Jacques Kyabula (à gauche) et Dany Banza inquiets pour la suite de leur carrière © DR

Jacques Kyabula, le gouverneur du Haut-Katanga, membre de l’Union sacrée, et Dany Banza Maloba, ambassadeur itinérant du chef de l’Etat, deux relais de Félix Tshisekedi dans la province cuprifère, tentent – eux aussi – de trouver la parade face à Moïse Katumbi, perçu par le clan présidentiel comme le principal obstacle dans la quête d’un second mandat par l’actuel chef de l’Etat. Leur dernière idée : imputer à l’ex-gouverneur du Katanga la responsabilité d’une rébellion dans la province. Une ficelle certes grosse qui, surtout, n’a rien d’original.

Jacques Kyabula et Dany Banza sont deux acteurs de second, voire de troisième plan, de la vie politique en RDC. Leur carrière, ils le savent, ne tient qu’à un fil, ou plutôt qu’à un homme : Félix Tshisekedi. Du destin politique de ce dernier, dépend le reste de leur carrière.

C’est donc avec un zèle tout particulier que ces deux Katangais, pas franchement prophètes en leur pays, ont entrepris de trouver le « graal ». Autrement dit, la solution qui permettra de lever le principal obstacle sur le chemin qui doit mener Félix Tshisekedi à un second mandat. Cet obstacle porte un nom : Moïse Katumbi.

La popularité de l’ex-gouverneur du Katanga, qui a quitté ses fonctions en 2013, est intacte dans la province. « Katumbi et Kyabula ne jouent pas dans la même catégorie. Le premier est un super poids lourd, le second un poids mouche », raille un influent député provincial.

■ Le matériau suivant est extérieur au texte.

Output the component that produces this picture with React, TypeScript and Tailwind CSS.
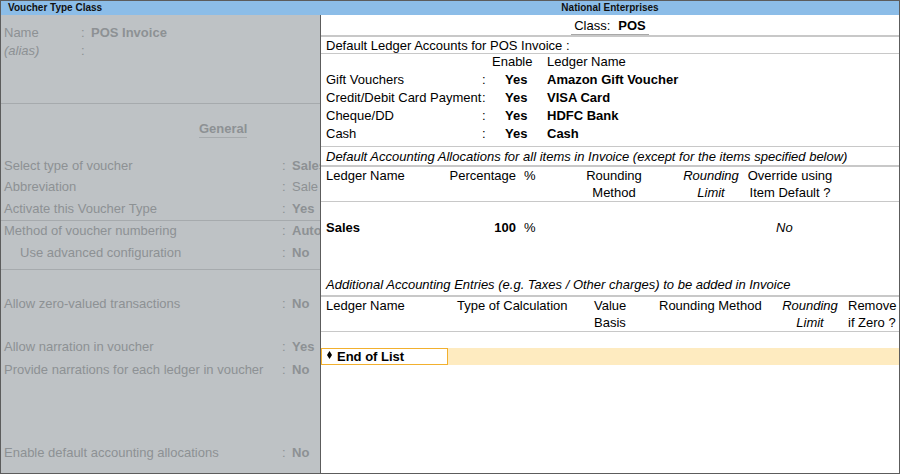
import React from "react";

function LRow({
  label,
  value,
  bold = true,
  h,
  indent = false,
  mt = "",
}: {
  label: string;
  value?: string;
  bold?: boolean;
  h: string;
  indent?: boolean;
  mt?: string;
}) {
  return (
    <div className={`flex whitespace-nowrap leading-[20px] ${h} ${mt}`}>
      <div className={`w-[281px] shrink-0 ${indent ? "pl-[19px]" : "pl-[3px]"}`}>{label}</div>
      <div className="w-[10px] shrink-0">:</div>
      <div className={bold ? "font-bold" : ""}>{value}</div>
    </div>
  );
}

function LedgerRow({ label, ledger }: { label: string; ledger: string }) {
  return (
    <div className="flex h-[18px] leading-[20px] whitespace-nowrap">
      <div className="w-[156px] shrink-0">{label}</div>
      <div className="w-[23px] shrink-0">:</div>
      <div className="w-[42px] shrink-0 font-bold">Yes</div>
      <div className="font-bold">{ledger}</div>
    </div>
  );
}

export default function App() {
  return (
    <div className="w-[900px] h-[474px] border border-[#5c5c5c] flex flex-col bg-white text-[13px] text-black overflow-hidden font-['Liberation_Sans',Arial,sans-serif]">
      {/* Title bar */}
      <div className="h-[14px] shrink-0 flex bg-[#8cbde8] text-[10px] font-bold leading-[14px] text-[#111]">
        <div className="w-[320px] pl-[7px]">Voucher Type Class</div>
        <div className="flex-1 text-center">National Enterprises</div>
      </div>

      <div className="flex flex-1 min-h-0">
        {/* Left panel */}
        <div className="w-[320px] shrink-0 border-r border-[#5c5c5c] bg-[#bec2c5] text-[#8d9194] overflow-hidden flex flex-col">
          <div className="h-[89px] shrink-0 border-b border-[#a6aaad] pt-[8px]">
            <div className="flex h-[18px] leading-[20px] whitespace-nowrap">
              <div className="w-[80px] pl-[3px]">Name</div>
              <div className="w-[10px]">:</div>
              <div className="font-bold">POS Invoice</div>
            </div>
            <div className="flex h-[18px] leading-[20px] whitespace-nowrap italic">
              <div className="w-[80px] pl-[3px]">(alias)</div>
              <div className="w-[10px] not-italic">:</div>
            </div>
          </div>

          <div className="flex pl-[198px] mt-[15px]">
            <div className="font-bold leading-[17px] pt-[1px] border-b border-[#a6aaad]">General</div>
          </div>

          <div className="pt-[18px] border-b border-[#a6aaad]">
            <LRow label="Select type of voucher" value="Sales" h="h-[21px]" />
            <LRow label="Abbreviation" value="Sale" bold={false} h="h-[22px]" />
            <LRow label="Activate this Voucher Type" value="Yes" h="h-[21px]" />
          </div>
          <div className="border-b border-[#a6aaad]">
            <LRow label="Method of voucher numbering" value="Automatic" h="h-[22px]" />
            <LRow label="Use advanced configuration" value="No" h="h-[26px]" indent />
          </div>

          <LRow label="Allow zero-valued transactions" value="No" h="h-[18px]" mt="mt-[24px]" />
          <LRow label="Allow narration in voucher" value="Yes" h="h-[23px]" mt="mt-[25px]" />
          <LRow label="Provide narrations for each ledger in voucher" value="No" h="h-[18px]" />
          <LRow label="Enable default accounting allocations" value="No" h="h-[18px]" mt="mt-[65px]" />
        </div>

        {/* Right panel */}
        <div className="flex-1 flex flex-col min-w-0">
          <div className="h-[22px] shrink-0 border-b-2 border-[#c8c8c8] flex justify-center pt-[1px]">
            <div className="h-[19px] leading-[19px] border-b border-[#a8a8a8] px-[3px] whitespace-nowrap flex">
              <span>Class:</span>
              <span className="ml-[8px] font-bold">POS</span>
            </div>
          </div>

          <div className="h-[17px] shrink-0 border-b border-[#c8c8c8] leading-[17px] pl-[5px] whitespace-nowrap">
            Default Ledger Accounts for POS Invoice :
          </div>

          <div className="h-[93px] shrink-0 border-b border-[#c8c8c8] pl-[5px]">
            <div className="flex h-[16px] leading-[16px] whitespace-nowrap">
              <div className="w-[166px] shrink-0"></div>
              <div className="w-[55px] shrink-0">Enable</div>
              <div>Ledger Name</div>
            </div>
            <LedgerRow label="Gift Vouchers" ledger="Amazon Gift Voucher" />
            <LedgerRow label="Credit/Debit Card Payment" ledger="VISA Card" />
            <LedgerRow label="Cheque/DD" ledger="HDFC Bank" />
            <LedgerRow label="Cash" ledger="Cash" />
          </div>

          <div className="h-[20px] shrink-0 border-b-2 border-[#c8c8c8] pl-[5px] pt-[1px] leading-[18px] italic whitespace-nowrap">
            Default Accounting Allocations for all items in Invoice (except for the items specified below)
          </div>

          <div className="h-[35px] shrink-0 border-b border-[#c8c8c8] pl-[5px] whitespace-nowrap">
            <div className="flex h-[18px] leading-[18px]">
              <div className="w-[123px] shrink-0">Ledger Name</div>
              <div className="w-[67px] shrink-0 text-right">Percentage</div>
              <div className="w-[64px] shrink-0 pl-[8px]">%</div>
              <div className="w-[68px] shrink-0 text-center">Rounding</div>
              <div className="w-[62px] shrink-0 ml-[32px] text-center italic">Rounding</div>
              <div className="w-[96px] shrink-0 text-center">Override using</div>
            </div>
            <div className="flex h-[16px] leading-[16px]">
              <div className="w-[123px] shrink-0"></div>
              <div className="w-[67px] shrink-0"></div>
              <div className="w-[64px] shrink-0"></div>
              <div className="w-[68px] shrink-0 text-center">Method</div>
              <div className="w-[62px] shrink-0 ml-[32px] text-center italic">Limit</div>
              <div className="w-[96px] shrink-0 text-center">Item Default ?</div>
            </div>
          </div>

          <div className="flex h-[18px] leading-[20px] mt-[16px] pl-[5px] whitespace-nowrap shrink-0">
            <div className="w-[123px] shrink-0 font-bold">Sales</div>
            <div className="w-[67px] shrink-0 text-right font-bold">100</div>
            <div className="w-[64px] shrink-0 pl-[8px]">%</div>
            <div className="w-[68px] shrink-0"></div>
            <div className="w-[62px] shrink-0 ml-[32px]"></div>
            <div className="w-[96px] shrink-0 pl-[34px] italic">No</div>
          </div>

          <div className="h-[21px] shrink-0 mt-[40px] border-b-2 border-[#c8c8c8] pl-[5px] leading-[18px] italic whitespace-nowrap">
            Additional Accounting Entries (e.g. Taxes / Other charges) to be added in Invoice
          </div>

          <div className="h-[35px] shrink-0 border-b border-[#c8c8c8] pl-[5px] whitespace-nowrap">
            <div className="flex h-[18px] leading-[18px]">
              <div className="w-[131px] shrink-0">Ledger Name</div>
              <div className="w-[137px] shrink-0">Type of Calculation</div>
              <div className="w-[65px] shrink-0">Value</div>
              <div className="w-[123px] shrink-0">Rounding Method</div>
              <div className="w-[56px] shrink-0 text-center italic">Rounding</div>
              <div className="ml-[10px]">Remove</div>
            </div>
            <div className="flex h-[16px] leading-[16px]">
              <div className="w-[131px] shrink-0"></div>
              <div className="w-[137px] shrink-0"></div>
              <div className="w-[65px] shrink-0">Basis</div>
              <div className="w-[123px] shrink-0"></div>
              <div className="w-[56px] shrink-0 text-center italic">Limit</div>
              <div className="ml-[10px]">if Zero ?</div>
            </div>
          </div>

          <div className="h-[17px] shrink-0 mt-[16px] bg-[#feebc0] flex">
            <div className="w-[127px] h-[17px] border border-[#f2b02e] bg-white flex items-center pl-[5px] whitespace-nowrap">
              <svg width="5" height="8" viewBox="0 0 5 8" className="mr-[5px] mb-[3px]">
                <polygon points="2.5,0 5,4 2.5,8 0,4" fill="#000" />
              </svg>
              <span className="font-bold leading-[15px]">End of List</span>
            </div>
          </div>
        </div>
      </div>
    </div>
  );
}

Cette popularité ne se borne d’ailleurs pas à la province. Elle est très forte partout à l’est et à Kinshasa où vivent bon nombre de swahilophones. Mais le « chairman » comme l’appellent ses proches, jouit également, chose rare pour un homme de l’est, d’une forte estime à l’ouest du pays et au centre. Le fait que Katumbi soit le président du Tout Puissant Mazembe, l’un des clubs les plus emblématiques d’Afrique, n’y est pas étranger. Politiquement, tout ceci n’est pas sans conséquence. Comme l’affirme, au moyen d’une métaphore footballistique, un ancien président du Sénat qui maîtrise sur le bout des doigts la carte électorale du pays, « si les élections demain se jouaient à la régulière, Katumbi tuerait le match ».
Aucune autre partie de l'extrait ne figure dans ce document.